The fact that it concerns you concerns me. I have these emotional peaks all the time (even when I’m driving) however, I can eliminate the possibility that it’s about pain, or fear, or an incomplete (some unacknowledged out-integrity) by looking at the thoughts that accompany the emotion. “No pain, no grief, no guilt. H'mm, let's see, it follows a previous pleasant experience, it must be joy."

Two of the foremost barriers to the experience of joy are thoughts withheld and unacknowledged perpetrations. However, you didn't suggest that it just might be joy, therefore I support you in listening to your intuition which in this case triggers concern and worry.

He may very well be the best man you’ve ever dated and still be merely one of many dates in the learning curve to discovering (creating) love through intercourse. You say he is “very sensitive to your feelings,” yet it appears he doesn’t pick up on this nonverbal (very obvious) communication that’s emanating from you and gently whisper, “What?" Or a conscious deep inhalation to support you in breathing through the experience.

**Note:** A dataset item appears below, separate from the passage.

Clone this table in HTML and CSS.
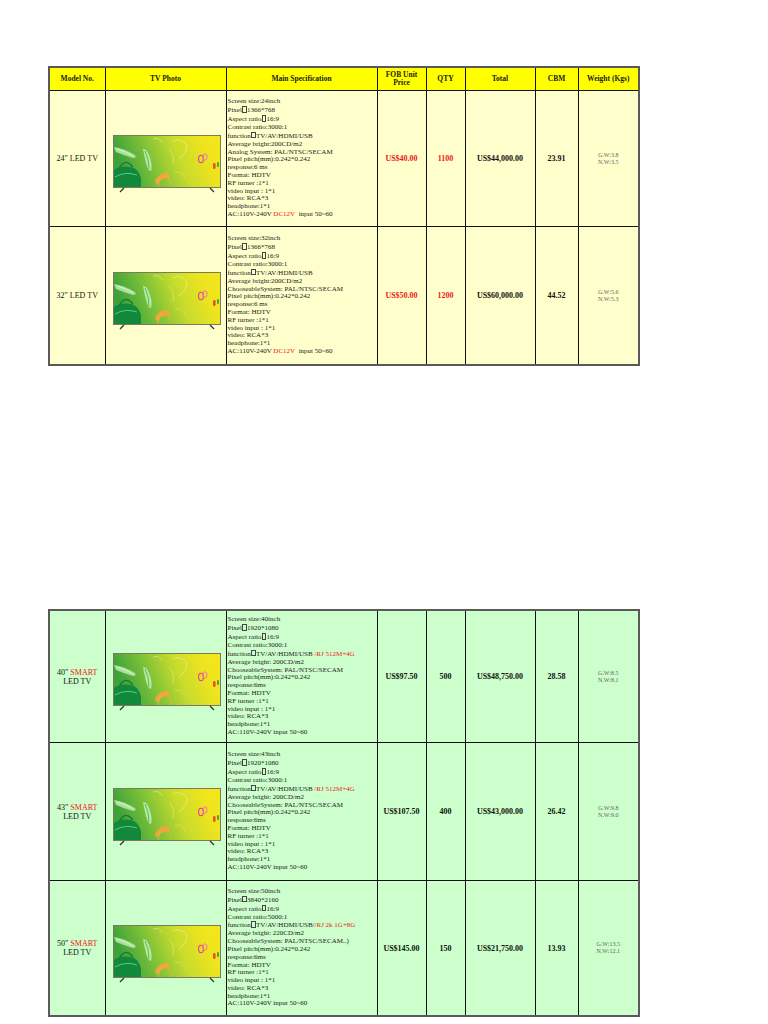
FILE: index.html
```html
<!DOCTYPE html>
<html>
<head>
<meta charset="utf-8">
<link rel="stylesheet" href="styles.css">
<title>TV Price List</title>
</head>
<body>
<div class="page">
  <table class="sheet yellow">
    <colgroup>
      <col class="c-model"><col class="c-photo"><col class="c-spec"><col class="c-fob"><col class="c-qty"><col class="c-total"><col class="c-cbm"><col class="c-weight">
    </colgroup>
    <tr class="head">
      <th>Model No.</th><th>TV Photo</th><th>Main Specification</th><th>FOB Unit<br>Price</th><th>QTY</th><th>Total</th><th>CBM</th><th>Weight (Kgs)</th>
    </tr>
    <tr class="r1">
      <td class="model">24" LED TV</td>
      <td class="photo"><svg class="tv" viewBox="0 0 108 58" width="108" height="58"><use href="#tvart"/></svg></td>
      <td class="spec">Screen size:24inch<br>Pixel<span class="tofu"></span>1366*768<br>Aspect ratio<span class="tofu"></span>16:9<br>Contrast ratio:3000:1<br>function<span class="tofu"></span>TV/AV/HDMI/USB<br>Average bright:200CD/m2<br>Analog System: PAL/NTSC/SECAM<br>Pixel pitch(mm):0.242*0.242<br>response:6 ms<br>Format: HDTV<br>RF turner :1*1<br>video input : 1*1<br>video: RCA*3<br>headphone:1*1<br>AC:110V-240V <span class="red">DC12V</span>&nbsp; input 50~60</td>
      <td class="num red">US$40.00</td>
      <td class="num red">1100</td>
      <td class="num">US$44,000.00</td>
      <td class="num">23.91</td>
      <td class="weight">G.W:3.8<br>N.W:3.5</td>
    </tr>
    <tr class="r2">
      <td class="model">32" LED TV</td>
      <td class="photo"><svg class="tv" viewBox="0 0 108 58" width="108" height="58"><use href="#tvart"/></svg></td>
      <td class="spec">Screen size:32inch<br>Pixel<span class="tofu"></span>1366*768<br>Aspect ratio<span class="tofu"></span>16:9<br>Contrast ratio:3000:1<br>function<span class="tofu"></span>TV/AV/HDMI/USB<br>Average bright:200CD/m2<br>ChooseableSystem: PAL/NTSC/SECAM<br>Pixel pitch(mm):0.242*0.242<br>response:6 ms<br>Format: HDTV<br>RF turner :1*1<br>video input : 1*1<br>video: RCA*3<br>headphone:1*1<br>AC:110V-240V <span class="red">DC12V</span>&nbsp; input 50~60</td>
      <td class="num red">US$50.00</td>
      <td class="num red">1200</td>
      <td class="num">US$60,000.00</td>
      <td class="num">44.52</td>
      <td class="weight">G.W:5.6<br>N.W:5.3</td>
    </tr>
  </table>

  <table class="sheet green second">
    <colgroup>
      <col class="c-model"><col class="c-photo"><col class="c-spec"><col class="c-fob"><col class="c-qty"><col class="c-total"><col class="c-cbm"><col class="c-weight">
    </colgroup>
    <tr class="g1">
      <td class="model">40" <span class="red">SMART</span><br>LED TV</td>
      <td class="photo"><svg class="tv" viewBox="0 0 108 58" width="108" height="58"><use href="#tvart"/></svg></td>
      <td class="spec">Screen size:40inch<br>Pixel<span class="tofu"></span>1920*1080<br>Aspect ratio<span class="tofu"></span>16:9<br>Contrast ratio:3000:1<br>function<span class="tofu"></span>TV/AV/HDMI/USB <span class="red">/RJ 512M+4G</span><br>Average bright: 200CD/m2<br>ChooseableSystem: PAL/NTSC/SECAM<br>Pixel pitch(mm):0.242*0.242<br>response:6ms<br>Format: HDTV<br>RF turner :1*1<br>video input : 1*1<br>video: RCA*3<br>headphone:1*1<br>AC:110V-240V input 50~60</td>
      <td class="num">US$97.50</td>
      <td class="num">500</td>
      <td class="num">US$48,750.00</td>
      <td class="num">28.58</td>
      <td class="weight">G.W:8.5<br>N.W:8.1</td>
    </tr>
    <tr class="g2">
      <td class="model">43" <span class="red">SMART</span><br>LED TV</td>
      <td class="photo"><svg class="tv" viewBox="0 0 108 58" width="108" height="58"><use href="#tvart"/></svg></td>
      <td class="spec">Screen size:43inch<br>Pixel<span class="tofu"></span>1920*1080<br>Aspect ratio<span class="tofu"></span>16:9<br>Contrast ratio:3000:1<br>function<span class="tofu"></span>TV/AV/HDMI/USB <span class="red">/RJ 512M+4G</span><br>Average bright: 200CD/m2<br>ChooseableSystem: PAL/NTSC/SECAM<br>Pixel pitch(mm):0.242*0.242<br>response:6ms<br>Format: HDTV<br>RF turner :1*1<br>video input : 1*1<br>video: RCA*3<br>headphone:1*1<br>AC:110V-240V input 50~60</td>
      <td class="num">US$107.50</td>
      <td class="num">400</td>
      <td class="num">US$43,000.00</td>
      <td class="num">26.42</td>
      <td class="weight">G.W:9.8<br>N.W:9.0</td>
    </tr>
    <tr class="g3">
      <td class="model">50" <span class="red">SMART</span><br>LED TV</td>
      <td class="photo"><svg class="tv" viewBox="0 0 108 58" width="108" height="58"><use href="#tvart"/></svg></td>
      <td class="spec">Screen size:50inch<br>Pixel<span class="tofu"></span>3840*2160<br>Aspect ratio<span class="tofu"></span>16:9<br>Contrast ratio:5000:1<br>function<span class="tofu"></span>TV/AV/HDMI/USB/<span class="red">/RJ 2k 1G+8G</span><br>Average bright: 220CD/m2<br>ChooseableSystem: PAL/NTSC/SECAM..)<br>Pixel pitch(mm):0.242*0.242<br>response:6ms<br>Format: HDTV<br>RF turner :1*1<br>video input : 1*1<br>video: RCA*3<br>headphone:1*1<br>AC:110V-240V input 50~60</td>
      <td class="num">US$145.00</td>
      <td class="num">150</td>
      <td class="num">US$21,750.00</td>
      <td class="num">13.93</td>
      <td class="weight">G.W:13.5<br>N.W:12.1</td>
    </tr>
  </table>
</div>

<svg class="defs" width="0" height="0" aria-hidden="true">
  <defs>
    <linearGradient id="tvbg" x1="0" y1="0.2" x2="1" y2="0">
      <stop offset="0" stop-color="#3ea23a"/>
      <stop offset="0.28" stop-color="#7fc238"/>
      <stop offset="0.55" stop-color="#c8dc2c"/>
      <stop offset="0.8" stop-color="#eee41e"/>
      <stop offset="1" stop-color="#f6e61a"/>
    </linearGradient>
    <clipPath id="scr"><rect x="1" y="1" width="106" height="51"/></clipPath>
    <g id="tvart">
      <g clip-path="url(#scr)">
        <rect x="0" y="0" width="108" height="53" fill="url(#tvbg)"/>
        <path d="M1 12 Q10 13 22 20 Q24 23 20 23 Q10 20 3 17 Z" fill="#a8e09a"/>
        <path d="M4 14 Q12 16 20 21" stroke="#e0f6d8" stroke-width="0.8" fill="none"/>
        <path d="M30 14 Q34 14 36 20 Q40 30 38 36 Q35 36 33 28 Q31 20 30 14 Z" fill="#b2eaa0"/>
        <path d="M32 16 Q36 24 36 34" stroke="#3aa04a" stroke-width="0.7" fill="none"/>
        <path d="M60 6 Q68 2 74 10 Q74 18 66 24" stroke="#e4ee80" stroke-width="0.8" fill="none"/>
        <path d="M56 14 Q62 20 60 30" stroke="#e0e878" stroke-width="0.7" fill="none"/>
        <path d="M40 4 Q46 2 50 8" stroke="#d6ea90" stroke-width="0.7" fill="none"/>
        <path d="M0 36 Q6 30 18 32 Q26 34 28 44 L28 52 L0 52 Z" fill="#11883a"/>
        <path d="M6 34 Q12 22 20 32" stroke="#1a7a38" stroke-width="1.4" fill="none"/>
        <path d="M2 42 Q12 36 24 40" stroke="#5ccc84" stroke-width="1" fill="none"/>
        <path d="M42 46 Q46 38 54 38 Q58 40 56 43 L50 44 Q46 46 44 50 Z" fill="#f2a63a"/>
        <path d="M47 44 L45 52 M55 42 L58 50" stroke="#eeb048" stroke-width="0.9" fill="none"/>
        <path d="M62 38 Q70 34 72 44" stroke="#f2d060" stroke-width="0.8" fill="none"/>
        <ellipse cx="88" cy="24" rx="2.4" ry="3.8" stroke="#e83ca0" stroke-width="1.1" fill="none"/>
        <ellipse cx="92" cy="22" rx="2" ry="3.2" stroke="#f06ab8" stroke-width="0.9" fill="none"/>
        <rect x="100" y="28" width="2.6" height="6" rx="1.3" fill="#f0501e"/>
        <rect x="104" y="27" width="2" height="5" rx="1" fill="#38a848"/>
      </g>
      <rect x="0.5" y="0.5" width="107" height="52" fill="none" stroke="#7a7a62" stroke-width="1"/>
      <path d="M11 53 L7 57" stroke="#333" stroke-width="1.2"/>
      <path d="M97 53 L101 57" stroke="#333" stroke-width="1.2"/>
    </g>
  </defs>
</svg>
</body>
</html>
```

FILE: styles.css
```css
html, body {
  margin: 0;
  padding: 0;
  background: #ffffff;
}

body {
  font-family: "Liberation Serif", "Times New Roman", serif;
  color: #111;
}

.page {
  padding: 66px 0 0 48px;
}

.defs {
  position: absolute;
  width: 0;
  height: 0;
}

.sheet {
  border-collapse: collapse;
  table-layout: fixed;
  width: 591px;
  border: 2px solid #5a5a5a;
}

.second {
  margin-top: 243px;
}

.c-model { width: 56px; }
.c-photo { width: 121px; }
.c-spec { width: 151px; }
.c-fob { width: 49px; }
.c-qty { width: 39px; }
.c-total { width: 70px; }
.c-cbm { width: 43px; }
.c-weight { width: 61px; }

.sheet th,
.sheet td {
  border: 1px solid #111;
  padding: 0;
  vertical-align: middle;
  text-align: center;
}

.yellow td { background: #ffffcc; }
.green td { background: #ccffcc; }

.head th {
  background: #ffff00;
  height: 22px;
  font-weight: bold;
  font-size: 7.5px;
  line-height: 8.5px;
  color: #1a1a1a;
}

.r1 td { height: 135px; }
.r2 td { height: 137px; }
.g1 td { height: 131px; }
.g2 td { height: 137px; }
.g3 td { height: 134px; }

.model {
  font-size: 8px;
  line-height: 9px;
  color: #111;
}

.photo {
  line-height: 0;
}

.tv {
  display: inline-block;
  margin-top: 11px;
  margin-left: 2px;
}

.spec {
  text-align: left !important;
  font-size: 7px;
  line-height: 7.8px;
  padding-left: 1px !important;
  color: #222;
  white-space: nowrap;
  overflow: hidden;
}

.tofu {
  display: inline-block;
  width: 2.5px;
  height: 4.5px;
  border: 0.7px solid #444;
  vertical-align: -0.3px;
  margin: 0 0.3px;
}

.num {
  font-size: 8px;
  font-weight: bold;
  color: #111;
}

.red {
  color: #f01818;
}

.weight {
  font-size: 6px;
  line-height: 7px;
  color: #666;
}
```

Friends remind each other to breath when they see the other stuck with a breath-holding thought. Quite often when sadness comes up it triggers a thought; the mind doesn't share the thought and it becomes stuck in the drama of crying instead of having an intention to get to the truth. A reminder to breath supports one in choosing to live, in opening up and in letting go of the pain.

If it’s hurt or sadness breathing allows the sadness/incomplete to come to the surface. If it’s joy then breathing allows the joy and ecstasy to bloom. In other words, because he doesn’t get this subtle communication and complete it for you and himself (get certainty) suggests that his sensitivity is partly a “sensitivity act.”

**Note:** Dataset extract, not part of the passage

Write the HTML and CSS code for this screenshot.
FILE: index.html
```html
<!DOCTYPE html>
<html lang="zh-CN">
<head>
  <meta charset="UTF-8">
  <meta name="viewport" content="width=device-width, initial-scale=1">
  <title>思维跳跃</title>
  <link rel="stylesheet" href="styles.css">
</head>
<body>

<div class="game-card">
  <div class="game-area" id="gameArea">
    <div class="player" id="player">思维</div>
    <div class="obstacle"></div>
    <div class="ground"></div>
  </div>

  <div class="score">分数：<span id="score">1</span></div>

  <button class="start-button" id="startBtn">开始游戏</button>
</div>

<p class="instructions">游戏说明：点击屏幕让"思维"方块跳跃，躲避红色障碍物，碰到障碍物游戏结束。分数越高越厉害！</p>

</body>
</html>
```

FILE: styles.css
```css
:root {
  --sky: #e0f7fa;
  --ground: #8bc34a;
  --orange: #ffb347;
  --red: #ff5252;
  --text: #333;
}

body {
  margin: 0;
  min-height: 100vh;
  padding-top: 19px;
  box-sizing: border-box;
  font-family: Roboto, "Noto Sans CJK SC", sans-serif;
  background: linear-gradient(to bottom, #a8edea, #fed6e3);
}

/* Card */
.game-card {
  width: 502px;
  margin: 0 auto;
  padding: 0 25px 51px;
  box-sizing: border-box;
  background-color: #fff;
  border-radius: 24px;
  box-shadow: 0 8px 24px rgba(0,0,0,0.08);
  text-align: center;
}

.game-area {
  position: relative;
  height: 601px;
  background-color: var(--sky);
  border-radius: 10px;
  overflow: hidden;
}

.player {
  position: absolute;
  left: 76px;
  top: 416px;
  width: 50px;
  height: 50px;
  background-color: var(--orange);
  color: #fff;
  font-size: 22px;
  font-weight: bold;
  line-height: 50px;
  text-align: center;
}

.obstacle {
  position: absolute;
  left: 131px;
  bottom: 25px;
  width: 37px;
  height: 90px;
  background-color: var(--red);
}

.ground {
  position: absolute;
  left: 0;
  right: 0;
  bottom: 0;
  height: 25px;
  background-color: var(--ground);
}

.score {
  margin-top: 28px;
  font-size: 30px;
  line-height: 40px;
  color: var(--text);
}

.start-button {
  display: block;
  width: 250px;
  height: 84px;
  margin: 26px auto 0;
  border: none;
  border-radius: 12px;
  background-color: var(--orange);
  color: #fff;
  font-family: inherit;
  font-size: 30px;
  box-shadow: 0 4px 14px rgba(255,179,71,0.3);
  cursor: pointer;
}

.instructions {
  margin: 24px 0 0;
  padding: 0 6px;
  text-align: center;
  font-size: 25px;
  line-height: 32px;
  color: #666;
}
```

Re: "I have felt rejected in the past after being intimate with someone," It's important that you identify and tell the truth about the childhood incident that set in this pattern. We know it's not what you have been saying it's about else you wouldn't be having this re occurring thought. Your mind will hide the truth from you so you'll need support.

Now here’s the kicker. If you have been withholding thoughts, such as the fact that sometimes you verge on crying after sex, so too has he been withholding thoughts and emotions from you. You can’t see the speck in his eye for the mote in yours. It’s a given that withholders always attract withholders, each withholding their thoughts of choice. It’s called control. There can be no sustained experience of love and joy in a relationship in which thoughts are withheld. Another way of putting it. Breathers hang around breathers. I recommend communication coaching—first you alone and him alone, then the both of you together.

Here's some support in completing the past.

Thanks, Gabby

PS. Do show this to your boyfriend.

* When I say "intercourse" the communication model I refer to is open, honest, and spontaneous communication, zero thoughts withheld. In such a relationship the agreement is, "The way to let me know you don’t want to continue the relationship is to withhold any thought." In such a relationship the experience you are having begs to be shared; otherwise, the withhold becomes as a mote in thine eye. Your “rejected” experience of the past suggests that you might have a pattern of attracting/rewarding rejecters or worse, of setting it up to be rejected. It reveals that have yet to tell the story from how you caused it, from how you set it up for him to reject you. If so, this would be your integrity at work, in support of you getting counseling/coaching to recall the first incident, the one that runs you about rejection, so as to complete it. If you continue dragging this incomplete interaction with your former into this relationship it will have undesirable effects.